Waving the proverbial white flag, MySpace on Monday said its members can now synchronize posts, and other activity, with their Facebook profiles. To some, the move represents a last-ditch effort by the once reigning social network to live on by riding the coattails of Facebook’s unprecedented global success.
“It makes you wonder whether the once-dominant social network is now trying to use Facebook to help win back users and ad dollars, as opposed to competing directly against it,” said in industry watcher who wished not to be named for this story.
Officially, MySpace has been saying for months that it doesn’t compete against Facebook directly, and that it’s a community for music and music enthusiasts.
“MySpace hasn’t been in direct competition with Facebook for a long time now,” said Debra Aho Williamson, a senior analyst at eMarketer. “MySpace executives have said this several times in interviews and at conferences … Instead of being a big social network appealing to general audience, MySpace wants to focus on delivering content and experiences to young people, its core audience.”

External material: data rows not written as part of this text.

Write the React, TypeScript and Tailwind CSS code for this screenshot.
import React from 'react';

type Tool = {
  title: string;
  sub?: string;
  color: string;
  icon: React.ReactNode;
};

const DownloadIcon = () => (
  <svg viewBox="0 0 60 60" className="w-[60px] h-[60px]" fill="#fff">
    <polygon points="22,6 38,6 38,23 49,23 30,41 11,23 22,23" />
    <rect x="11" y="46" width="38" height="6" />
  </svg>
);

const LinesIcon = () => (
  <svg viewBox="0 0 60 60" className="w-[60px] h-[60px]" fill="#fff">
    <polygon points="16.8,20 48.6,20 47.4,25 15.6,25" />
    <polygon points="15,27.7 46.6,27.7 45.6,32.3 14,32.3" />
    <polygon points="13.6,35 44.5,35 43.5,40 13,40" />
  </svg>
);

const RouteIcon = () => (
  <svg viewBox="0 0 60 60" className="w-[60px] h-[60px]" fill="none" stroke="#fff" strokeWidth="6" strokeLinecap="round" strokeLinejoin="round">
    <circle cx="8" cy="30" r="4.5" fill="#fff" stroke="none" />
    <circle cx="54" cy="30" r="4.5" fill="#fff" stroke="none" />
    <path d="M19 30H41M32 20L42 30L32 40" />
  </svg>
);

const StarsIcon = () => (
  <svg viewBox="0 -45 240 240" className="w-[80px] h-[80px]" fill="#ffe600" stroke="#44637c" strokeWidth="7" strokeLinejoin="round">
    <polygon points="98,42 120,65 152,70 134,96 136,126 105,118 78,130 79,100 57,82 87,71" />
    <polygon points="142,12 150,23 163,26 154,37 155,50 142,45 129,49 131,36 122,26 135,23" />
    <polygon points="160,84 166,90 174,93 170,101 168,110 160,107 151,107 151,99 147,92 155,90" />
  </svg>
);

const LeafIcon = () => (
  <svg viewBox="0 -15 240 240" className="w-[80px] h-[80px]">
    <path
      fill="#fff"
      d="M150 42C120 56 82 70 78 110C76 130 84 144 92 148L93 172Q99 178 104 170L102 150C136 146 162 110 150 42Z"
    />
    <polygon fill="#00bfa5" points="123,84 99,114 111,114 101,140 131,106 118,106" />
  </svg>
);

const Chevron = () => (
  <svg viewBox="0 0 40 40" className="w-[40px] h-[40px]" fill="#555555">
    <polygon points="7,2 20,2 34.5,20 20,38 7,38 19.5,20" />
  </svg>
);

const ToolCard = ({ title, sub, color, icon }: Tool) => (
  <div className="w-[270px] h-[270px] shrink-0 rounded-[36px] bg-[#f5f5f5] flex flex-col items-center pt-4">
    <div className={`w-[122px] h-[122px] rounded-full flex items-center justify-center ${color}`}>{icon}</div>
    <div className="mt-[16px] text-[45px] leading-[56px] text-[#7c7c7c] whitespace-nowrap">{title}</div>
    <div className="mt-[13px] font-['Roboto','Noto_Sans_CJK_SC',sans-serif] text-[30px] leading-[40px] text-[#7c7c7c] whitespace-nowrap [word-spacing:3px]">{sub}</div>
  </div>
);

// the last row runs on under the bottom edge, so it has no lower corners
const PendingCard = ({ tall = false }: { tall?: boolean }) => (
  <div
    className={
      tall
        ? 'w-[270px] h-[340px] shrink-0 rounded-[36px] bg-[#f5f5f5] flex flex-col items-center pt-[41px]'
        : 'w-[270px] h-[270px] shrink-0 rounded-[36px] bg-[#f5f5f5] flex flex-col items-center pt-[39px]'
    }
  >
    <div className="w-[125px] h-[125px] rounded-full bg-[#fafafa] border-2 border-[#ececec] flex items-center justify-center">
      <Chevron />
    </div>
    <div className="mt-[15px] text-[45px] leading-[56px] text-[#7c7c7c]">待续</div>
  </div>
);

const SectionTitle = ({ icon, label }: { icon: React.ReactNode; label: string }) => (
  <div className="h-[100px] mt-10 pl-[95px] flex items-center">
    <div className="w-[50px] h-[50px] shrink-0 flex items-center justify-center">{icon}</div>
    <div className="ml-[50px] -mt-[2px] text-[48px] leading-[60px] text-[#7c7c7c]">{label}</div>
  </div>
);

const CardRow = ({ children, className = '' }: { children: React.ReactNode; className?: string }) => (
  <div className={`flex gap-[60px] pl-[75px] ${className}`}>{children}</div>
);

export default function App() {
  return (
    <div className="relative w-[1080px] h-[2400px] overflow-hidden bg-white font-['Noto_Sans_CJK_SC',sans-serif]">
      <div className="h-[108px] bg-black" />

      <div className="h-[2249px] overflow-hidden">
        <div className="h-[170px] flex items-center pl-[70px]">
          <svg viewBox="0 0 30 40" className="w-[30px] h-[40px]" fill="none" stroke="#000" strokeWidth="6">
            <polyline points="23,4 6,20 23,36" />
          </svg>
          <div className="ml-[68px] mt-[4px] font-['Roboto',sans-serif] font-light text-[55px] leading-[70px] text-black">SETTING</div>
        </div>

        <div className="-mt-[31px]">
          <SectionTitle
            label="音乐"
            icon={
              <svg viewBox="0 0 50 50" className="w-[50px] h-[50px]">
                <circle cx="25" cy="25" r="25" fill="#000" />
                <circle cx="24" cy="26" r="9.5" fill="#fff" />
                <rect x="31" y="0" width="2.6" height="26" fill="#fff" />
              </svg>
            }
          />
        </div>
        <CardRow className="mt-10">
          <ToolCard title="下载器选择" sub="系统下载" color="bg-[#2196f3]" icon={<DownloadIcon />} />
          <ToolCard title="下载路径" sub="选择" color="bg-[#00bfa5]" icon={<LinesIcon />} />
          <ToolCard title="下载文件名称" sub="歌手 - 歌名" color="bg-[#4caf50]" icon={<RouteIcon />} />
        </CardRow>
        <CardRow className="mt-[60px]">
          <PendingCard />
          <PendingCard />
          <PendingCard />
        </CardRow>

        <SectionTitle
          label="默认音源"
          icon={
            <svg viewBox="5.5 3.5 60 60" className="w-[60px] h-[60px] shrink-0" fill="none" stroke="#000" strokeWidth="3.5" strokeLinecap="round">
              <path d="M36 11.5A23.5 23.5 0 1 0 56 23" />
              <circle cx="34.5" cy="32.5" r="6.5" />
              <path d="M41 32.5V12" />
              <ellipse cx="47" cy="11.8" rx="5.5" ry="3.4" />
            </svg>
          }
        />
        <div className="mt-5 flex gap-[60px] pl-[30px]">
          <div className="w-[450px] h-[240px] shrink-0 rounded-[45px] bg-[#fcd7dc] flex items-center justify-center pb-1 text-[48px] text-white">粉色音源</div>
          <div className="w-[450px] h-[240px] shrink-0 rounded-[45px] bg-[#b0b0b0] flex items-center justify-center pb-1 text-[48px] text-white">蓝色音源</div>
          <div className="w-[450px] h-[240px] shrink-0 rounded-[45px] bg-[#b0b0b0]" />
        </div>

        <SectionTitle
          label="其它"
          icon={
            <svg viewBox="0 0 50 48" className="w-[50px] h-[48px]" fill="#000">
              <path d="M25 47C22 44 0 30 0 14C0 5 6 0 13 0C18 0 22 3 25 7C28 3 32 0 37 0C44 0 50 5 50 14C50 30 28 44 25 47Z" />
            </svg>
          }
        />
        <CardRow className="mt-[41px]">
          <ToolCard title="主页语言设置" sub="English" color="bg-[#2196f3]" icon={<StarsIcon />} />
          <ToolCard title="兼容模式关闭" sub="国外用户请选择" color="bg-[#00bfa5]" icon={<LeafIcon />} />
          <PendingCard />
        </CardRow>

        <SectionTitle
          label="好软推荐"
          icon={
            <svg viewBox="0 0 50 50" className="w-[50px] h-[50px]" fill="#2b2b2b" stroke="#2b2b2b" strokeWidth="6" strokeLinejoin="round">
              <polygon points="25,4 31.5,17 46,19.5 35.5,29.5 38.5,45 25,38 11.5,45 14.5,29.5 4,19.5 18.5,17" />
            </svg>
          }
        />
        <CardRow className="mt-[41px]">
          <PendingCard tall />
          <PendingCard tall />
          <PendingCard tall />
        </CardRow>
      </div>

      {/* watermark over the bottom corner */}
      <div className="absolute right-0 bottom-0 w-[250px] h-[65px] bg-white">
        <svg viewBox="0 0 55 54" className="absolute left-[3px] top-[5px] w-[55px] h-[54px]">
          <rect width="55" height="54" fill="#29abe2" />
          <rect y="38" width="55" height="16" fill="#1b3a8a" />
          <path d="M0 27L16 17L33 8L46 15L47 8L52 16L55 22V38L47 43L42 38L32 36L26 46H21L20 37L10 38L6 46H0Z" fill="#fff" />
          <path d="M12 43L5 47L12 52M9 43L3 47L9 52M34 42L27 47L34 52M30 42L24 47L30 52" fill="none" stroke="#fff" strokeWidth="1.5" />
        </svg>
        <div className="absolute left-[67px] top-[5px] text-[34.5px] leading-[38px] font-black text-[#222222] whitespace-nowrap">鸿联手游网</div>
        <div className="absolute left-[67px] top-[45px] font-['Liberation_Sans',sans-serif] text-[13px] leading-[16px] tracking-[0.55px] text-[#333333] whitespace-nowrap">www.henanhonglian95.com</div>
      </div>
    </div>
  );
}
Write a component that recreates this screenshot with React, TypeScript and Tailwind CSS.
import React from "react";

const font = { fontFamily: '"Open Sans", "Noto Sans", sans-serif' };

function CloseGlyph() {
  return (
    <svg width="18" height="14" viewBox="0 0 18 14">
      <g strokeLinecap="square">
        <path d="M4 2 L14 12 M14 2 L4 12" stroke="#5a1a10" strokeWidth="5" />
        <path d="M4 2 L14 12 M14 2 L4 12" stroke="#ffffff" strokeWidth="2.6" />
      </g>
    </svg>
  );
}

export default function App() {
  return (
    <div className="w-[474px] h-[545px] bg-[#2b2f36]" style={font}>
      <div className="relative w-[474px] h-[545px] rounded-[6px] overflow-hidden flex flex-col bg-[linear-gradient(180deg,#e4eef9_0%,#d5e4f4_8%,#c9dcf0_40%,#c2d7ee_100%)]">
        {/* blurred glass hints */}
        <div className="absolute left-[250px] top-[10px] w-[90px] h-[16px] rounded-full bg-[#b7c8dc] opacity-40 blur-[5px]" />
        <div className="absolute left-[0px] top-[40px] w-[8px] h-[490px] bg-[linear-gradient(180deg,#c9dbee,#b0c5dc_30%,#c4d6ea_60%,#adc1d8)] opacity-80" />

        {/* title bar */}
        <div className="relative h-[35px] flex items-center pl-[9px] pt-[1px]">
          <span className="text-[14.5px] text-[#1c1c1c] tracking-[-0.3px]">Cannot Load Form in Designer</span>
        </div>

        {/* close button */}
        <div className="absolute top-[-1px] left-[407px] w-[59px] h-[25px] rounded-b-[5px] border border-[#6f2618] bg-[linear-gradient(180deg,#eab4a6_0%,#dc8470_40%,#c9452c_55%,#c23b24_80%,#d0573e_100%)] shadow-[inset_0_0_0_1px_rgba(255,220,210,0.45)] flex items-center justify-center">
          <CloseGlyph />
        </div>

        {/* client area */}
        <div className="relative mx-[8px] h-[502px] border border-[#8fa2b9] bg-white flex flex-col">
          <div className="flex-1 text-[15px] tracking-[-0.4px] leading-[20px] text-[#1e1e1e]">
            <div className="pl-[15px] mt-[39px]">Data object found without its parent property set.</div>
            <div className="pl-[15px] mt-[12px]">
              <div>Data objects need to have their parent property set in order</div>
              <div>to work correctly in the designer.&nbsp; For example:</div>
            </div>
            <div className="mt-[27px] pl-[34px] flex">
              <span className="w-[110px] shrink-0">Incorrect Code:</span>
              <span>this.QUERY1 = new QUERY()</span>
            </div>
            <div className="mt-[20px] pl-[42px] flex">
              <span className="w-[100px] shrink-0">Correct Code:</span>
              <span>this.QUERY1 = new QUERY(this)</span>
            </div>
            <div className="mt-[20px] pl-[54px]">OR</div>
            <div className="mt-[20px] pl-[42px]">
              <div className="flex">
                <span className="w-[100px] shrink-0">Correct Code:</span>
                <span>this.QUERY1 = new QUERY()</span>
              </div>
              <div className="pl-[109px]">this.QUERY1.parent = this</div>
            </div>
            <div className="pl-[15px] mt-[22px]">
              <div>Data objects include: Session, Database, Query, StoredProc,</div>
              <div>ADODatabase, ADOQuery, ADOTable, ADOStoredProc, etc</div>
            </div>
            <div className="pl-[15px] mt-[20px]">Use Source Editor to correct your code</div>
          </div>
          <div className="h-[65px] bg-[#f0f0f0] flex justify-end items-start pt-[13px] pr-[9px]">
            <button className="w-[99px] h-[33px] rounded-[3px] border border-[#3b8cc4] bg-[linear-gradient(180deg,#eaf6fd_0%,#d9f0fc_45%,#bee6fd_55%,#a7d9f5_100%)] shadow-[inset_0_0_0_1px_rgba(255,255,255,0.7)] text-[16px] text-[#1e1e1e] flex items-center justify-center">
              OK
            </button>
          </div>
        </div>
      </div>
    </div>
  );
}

MySpace has realized that people turn to Facebook first when they want to communicate something to their friends,” added Aho Williamson. “By integrating status updates with Facebook, MySpace is simply making it easier for people to do what they are already doing. But when it comes to offering compelling experiences to consumers, MySpace still believes that it can compete in the social media realm.”
Said a MySpace spokeswoman on Monday: “This new sync functionality is part of an ongoing effort to make it simple for people to share their updates beyond MySpace and allow fans and friends to interact with that content across the web.”
MySpace members can also share music, videos, games, links and photographs with friends on Facebook.
Earlier this year, News Corp. reported that digital media earnings were down $32 million compared to a year earlier. EMarketer, meanwhile, recently predicted that ad spending at MySpace would fall 21% this year to $385 million worldwide.
In February, MySpace came up with new product strategy under the slogan “Discover and be Discovered.” The shift came on the heels of CEO Owen Van Natta’s removal, and the subsequent promotions of Mike Jones and Jason Hirschhorn to co-presidents. (Hirschhorn subsequently said he was leaving the unit in June, leaving Jones as MySpace’s sole president.)